■ Goal: Where a line contains the word "code", copy that line.

■ Source data:
......

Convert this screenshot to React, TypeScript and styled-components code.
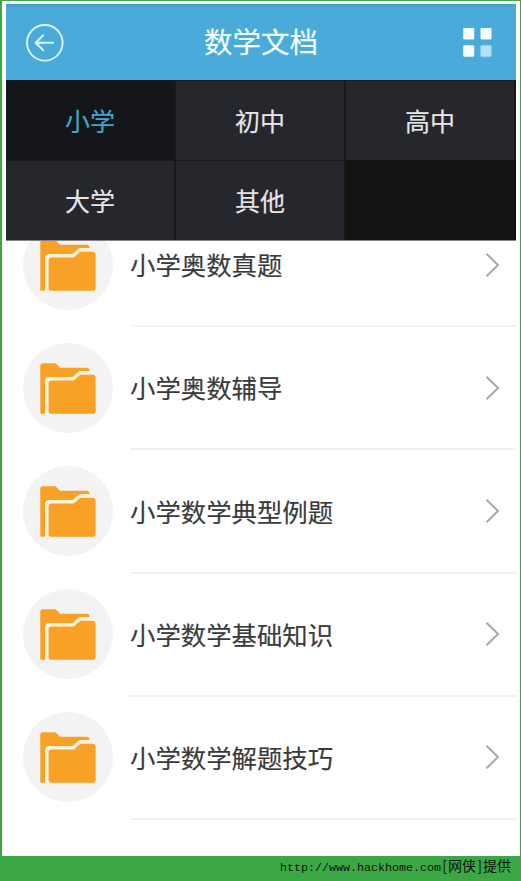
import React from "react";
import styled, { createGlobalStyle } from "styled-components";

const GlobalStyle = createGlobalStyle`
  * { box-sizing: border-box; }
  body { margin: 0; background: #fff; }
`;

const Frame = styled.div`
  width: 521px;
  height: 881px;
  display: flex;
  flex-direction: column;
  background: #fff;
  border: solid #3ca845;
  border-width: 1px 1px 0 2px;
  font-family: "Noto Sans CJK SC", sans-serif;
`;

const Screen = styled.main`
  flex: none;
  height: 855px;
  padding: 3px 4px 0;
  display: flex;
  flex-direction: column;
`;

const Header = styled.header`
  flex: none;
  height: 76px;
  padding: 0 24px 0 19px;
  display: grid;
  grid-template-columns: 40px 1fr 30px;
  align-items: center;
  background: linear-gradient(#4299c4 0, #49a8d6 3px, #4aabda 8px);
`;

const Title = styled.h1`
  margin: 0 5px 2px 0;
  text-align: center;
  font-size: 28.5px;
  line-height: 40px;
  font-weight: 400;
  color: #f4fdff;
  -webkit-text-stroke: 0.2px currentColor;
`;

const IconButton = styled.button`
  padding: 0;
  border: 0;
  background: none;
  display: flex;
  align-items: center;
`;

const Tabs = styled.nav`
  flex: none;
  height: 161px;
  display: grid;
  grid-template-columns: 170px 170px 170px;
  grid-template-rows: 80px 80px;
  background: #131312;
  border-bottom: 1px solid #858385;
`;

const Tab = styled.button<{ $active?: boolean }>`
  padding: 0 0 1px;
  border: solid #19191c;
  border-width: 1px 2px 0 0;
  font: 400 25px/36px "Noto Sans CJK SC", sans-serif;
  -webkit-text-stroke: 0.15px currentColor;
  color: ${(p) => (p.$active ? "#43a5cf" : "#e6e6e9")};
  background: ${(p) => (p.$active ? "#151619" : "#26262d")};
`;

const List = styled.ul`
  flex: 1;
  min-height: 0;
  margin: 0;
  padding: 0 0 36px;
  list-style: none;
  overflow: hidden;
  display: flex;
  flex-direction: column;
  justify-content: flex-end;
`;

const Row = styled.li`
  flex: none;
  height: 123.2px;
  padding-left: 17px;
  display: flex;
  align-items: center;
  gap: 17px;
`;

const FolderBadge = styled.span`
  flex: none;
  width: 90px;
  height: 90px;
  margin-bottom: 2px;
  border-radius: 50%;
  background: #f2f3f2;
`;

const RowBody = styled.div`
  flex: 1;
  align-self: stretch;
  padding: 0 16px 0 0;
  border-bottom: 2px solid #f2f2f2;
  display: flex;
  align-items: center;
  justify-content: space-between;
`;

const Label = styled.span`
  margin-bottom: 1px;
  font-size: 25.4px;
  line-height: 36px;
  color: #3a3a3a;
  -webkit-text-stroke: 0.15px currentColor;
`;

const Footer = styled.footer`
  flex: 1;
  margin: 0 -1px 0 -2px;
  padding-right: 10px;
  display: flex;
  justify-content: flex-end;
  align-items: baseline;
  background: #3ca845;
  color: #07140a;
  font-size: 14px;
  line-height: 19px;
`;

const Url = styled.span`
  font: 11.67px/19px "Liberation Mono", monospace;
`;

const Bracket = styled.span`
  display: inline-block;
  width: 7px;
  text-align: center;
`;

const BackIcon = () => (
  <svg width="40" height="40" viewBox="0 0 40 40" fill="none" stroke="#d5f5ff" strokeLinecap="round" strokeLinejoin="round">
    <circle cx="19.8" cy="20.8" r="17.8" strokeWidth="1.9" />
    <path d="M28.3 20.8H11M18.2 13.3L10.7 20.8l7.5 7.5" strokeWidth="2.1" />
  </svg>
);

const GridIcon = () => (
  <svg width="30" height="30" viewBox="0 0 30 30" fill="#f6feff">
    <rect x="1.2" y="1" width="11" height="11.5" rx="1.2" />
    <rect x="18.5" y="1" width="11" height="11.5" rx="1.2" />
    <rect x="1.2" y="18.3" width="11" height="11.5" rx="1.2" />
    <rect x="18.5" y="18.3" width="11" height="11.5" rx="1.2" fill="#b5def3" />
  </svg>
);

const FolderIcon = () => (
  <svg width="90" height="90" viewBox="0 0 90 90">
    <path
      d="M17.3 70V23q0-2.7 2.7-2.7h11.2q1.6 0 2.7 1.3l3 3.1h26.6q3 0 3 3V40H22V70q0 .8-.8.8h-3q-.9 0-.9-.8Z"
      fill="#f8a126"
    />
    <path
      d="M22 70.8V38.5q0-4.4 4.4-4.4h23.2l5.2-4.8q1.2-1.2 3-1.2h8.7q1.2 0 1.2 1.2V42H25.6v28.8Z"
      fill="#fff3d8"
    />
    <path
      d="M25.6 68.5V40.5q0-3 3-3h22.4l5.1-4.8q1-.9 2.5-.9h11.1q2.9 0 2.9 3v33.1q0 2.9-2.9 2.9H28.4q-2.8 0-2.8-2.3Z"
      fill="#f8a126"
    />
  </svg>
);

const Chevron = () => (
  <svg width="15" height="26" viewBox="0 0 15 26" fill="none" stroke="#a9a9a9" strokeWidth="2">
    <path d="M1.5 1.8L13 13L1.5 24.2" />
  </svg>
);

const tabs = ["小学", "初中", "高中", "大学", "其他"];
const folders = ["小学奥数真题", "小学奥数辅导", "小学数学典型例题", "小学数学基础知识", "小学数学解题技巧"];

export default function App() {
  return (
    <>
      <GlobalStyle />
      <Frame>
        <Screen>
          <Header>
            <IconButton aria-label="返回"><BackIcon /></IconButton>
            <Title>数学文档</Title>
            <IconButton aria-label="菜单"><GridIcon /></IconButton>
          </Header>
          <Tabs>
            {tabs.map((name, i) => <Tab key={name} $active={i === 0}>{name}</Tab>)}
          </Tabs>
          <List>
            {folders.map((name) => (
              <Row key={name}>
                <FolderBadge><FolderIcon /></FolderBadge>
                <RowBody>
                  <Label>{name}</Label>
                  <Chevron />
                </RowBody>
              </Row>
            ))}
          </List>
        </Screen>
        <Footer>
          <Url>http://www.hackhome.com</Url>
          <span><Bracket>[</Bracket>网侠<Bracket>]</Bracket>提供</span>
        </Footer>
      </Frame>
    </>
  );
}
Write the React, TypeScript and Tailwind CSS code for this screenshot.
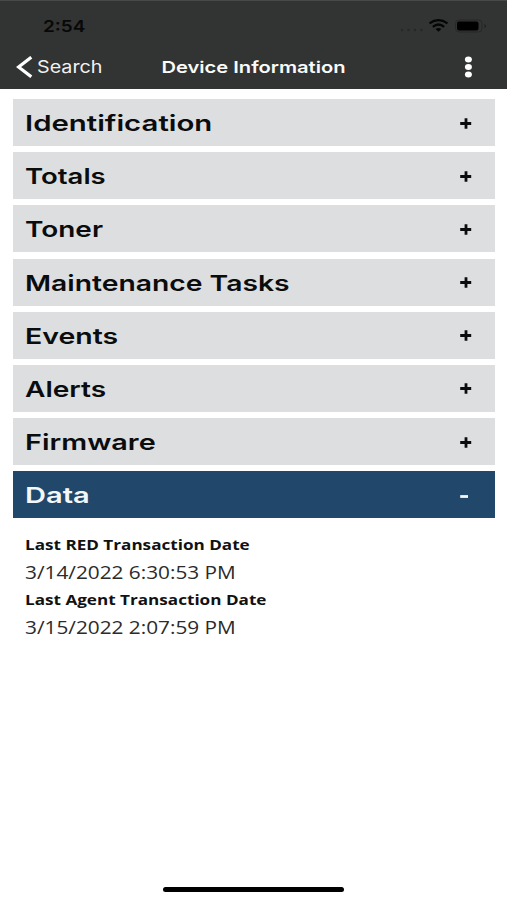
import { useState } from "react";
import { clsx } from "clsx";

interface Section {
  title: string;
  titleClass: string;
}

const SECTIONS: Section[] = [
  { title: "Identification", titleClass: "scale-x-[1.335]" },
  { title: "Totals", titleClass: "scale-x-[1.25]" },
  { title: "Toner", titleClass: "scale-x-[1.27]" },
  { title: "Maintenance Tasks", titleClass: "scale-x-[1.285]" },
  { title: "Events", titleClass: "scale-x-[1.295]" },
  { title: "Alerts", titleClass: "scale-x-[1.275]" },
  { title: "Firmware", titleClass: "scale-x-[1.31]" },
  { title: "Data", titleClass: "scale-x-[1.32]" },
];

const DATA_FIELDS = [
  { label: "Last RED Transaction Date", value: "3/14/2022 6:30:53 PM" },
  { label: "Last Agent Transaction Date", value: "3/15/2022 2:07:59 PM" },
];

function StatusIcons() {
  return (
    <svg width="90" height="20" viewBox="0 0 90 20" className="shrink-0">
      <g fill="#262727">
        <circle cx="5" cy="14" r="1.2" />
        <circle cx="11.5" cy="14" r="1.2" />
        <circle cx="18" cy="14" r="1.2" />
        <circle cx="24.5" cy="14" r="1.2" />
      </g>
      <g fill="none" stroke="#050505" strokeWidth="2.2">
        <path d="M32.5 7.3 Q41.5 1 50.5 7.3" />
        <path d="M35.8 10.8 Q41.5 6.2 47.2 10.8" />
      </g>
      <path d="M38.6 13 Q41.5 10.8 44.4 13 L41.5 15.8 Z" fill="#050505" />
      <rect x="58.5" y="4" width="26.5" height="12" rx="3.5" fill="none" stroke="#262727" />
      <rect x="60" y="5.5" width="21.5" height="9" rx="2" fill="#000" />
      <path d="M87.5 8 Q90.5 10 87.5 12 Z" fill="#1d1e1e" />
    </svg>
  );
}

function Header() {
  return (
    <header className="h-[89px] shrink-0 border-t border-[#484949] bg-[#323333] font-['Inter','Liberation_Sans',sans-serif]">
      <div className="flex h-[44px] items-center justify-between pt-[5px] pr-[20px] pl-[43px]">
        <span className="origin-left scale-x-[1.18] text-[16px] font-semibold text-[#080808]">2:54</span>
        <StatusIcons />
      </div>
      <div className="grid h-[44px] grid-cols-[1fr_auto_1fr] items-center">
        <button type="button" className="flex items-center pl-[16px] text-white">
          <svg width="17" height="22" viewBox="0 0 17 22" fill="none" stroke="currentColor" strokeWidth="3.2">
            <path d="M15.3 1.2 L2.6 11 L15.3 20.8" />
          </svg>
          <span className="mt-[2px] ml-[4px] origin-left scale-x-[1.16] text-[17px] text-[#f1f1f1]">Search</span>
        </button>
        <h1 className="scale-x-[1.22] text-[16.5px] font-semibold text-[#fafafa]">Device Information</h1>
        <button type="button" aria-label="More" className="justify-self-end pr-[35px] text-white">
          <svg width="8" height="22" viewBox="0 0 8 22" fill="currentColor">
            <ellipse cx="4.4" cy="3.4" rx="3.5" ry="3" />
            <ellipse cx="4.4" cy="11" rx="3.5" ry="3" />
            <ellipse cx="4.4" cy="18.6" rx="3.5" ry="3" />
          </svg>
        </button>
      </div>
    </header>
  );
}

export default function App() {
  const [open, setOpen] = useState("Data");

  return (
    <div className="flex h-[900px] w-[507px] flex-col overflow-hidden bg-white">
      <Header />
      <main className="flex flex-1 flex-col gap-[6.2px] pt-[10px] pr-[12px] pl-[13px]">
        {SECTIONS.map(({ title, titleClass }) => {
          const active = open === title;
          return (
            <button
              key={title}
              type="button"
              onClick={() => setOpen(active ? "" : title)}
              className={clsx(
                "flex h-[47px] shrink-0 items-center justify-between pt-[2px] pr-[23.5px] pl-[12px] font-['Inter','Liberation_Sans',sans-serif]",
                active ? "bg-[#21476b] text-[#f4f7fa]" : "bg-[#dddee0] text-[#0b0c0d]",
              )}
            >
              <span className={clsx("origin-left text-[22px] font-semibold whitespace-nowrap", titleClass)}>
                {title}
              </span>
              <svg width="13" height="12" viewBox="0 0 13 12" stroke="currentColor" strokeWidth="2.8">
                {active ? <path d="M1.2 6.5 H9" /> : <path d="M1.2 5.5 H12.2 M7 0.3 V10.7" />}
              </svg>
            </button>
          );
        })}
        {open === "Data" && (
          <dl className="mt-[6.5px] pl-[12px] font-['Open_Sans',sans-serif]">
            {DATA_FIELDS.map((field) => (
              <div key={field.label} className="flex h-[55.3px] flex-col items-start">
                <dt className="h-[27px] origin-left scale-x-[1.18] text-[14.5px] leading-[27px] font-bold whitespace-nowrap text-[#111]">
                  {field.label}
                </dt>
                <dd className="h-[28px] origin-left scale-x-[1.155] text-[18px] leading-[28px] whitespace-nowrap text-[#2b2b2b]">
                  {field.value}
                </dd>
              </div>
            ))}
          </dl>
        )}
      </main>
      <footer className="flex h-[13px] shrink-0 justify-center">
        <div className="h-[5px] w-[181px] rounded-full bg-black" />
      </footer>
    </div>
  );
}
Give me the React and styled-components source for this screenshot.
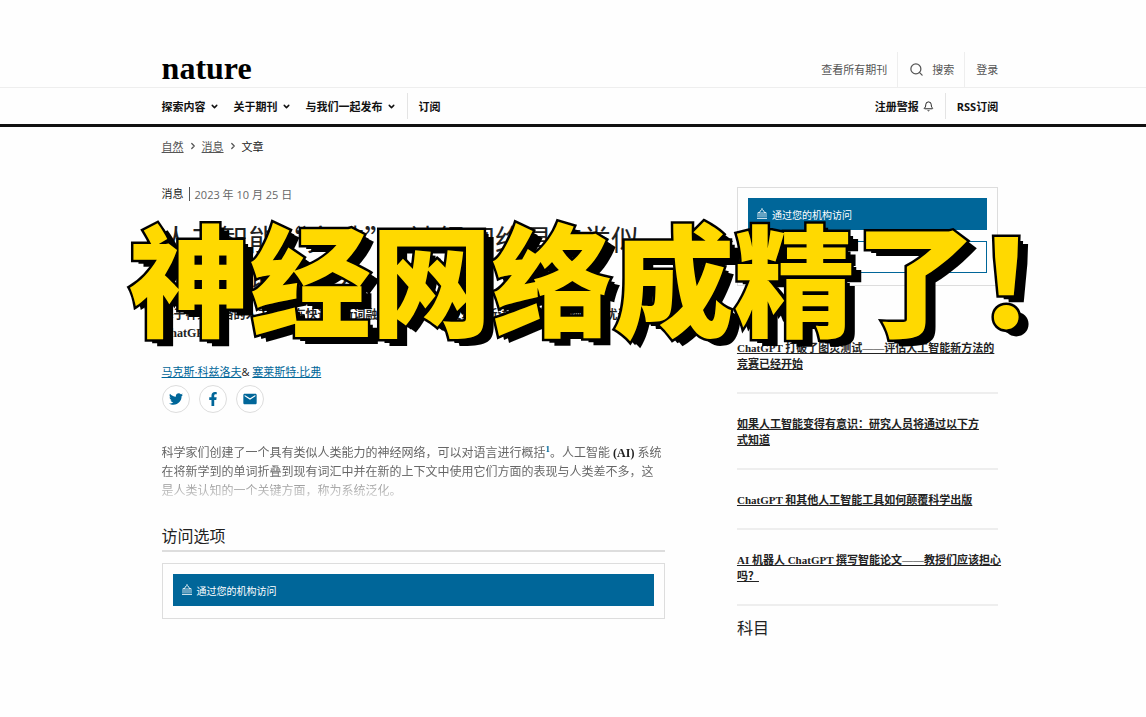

......

■ Answer to the exercise:
Convert this screenshot to React, TypeScript and styled-components code.
Write the React, TypeScript and Tailwind CSS code for this screenshot.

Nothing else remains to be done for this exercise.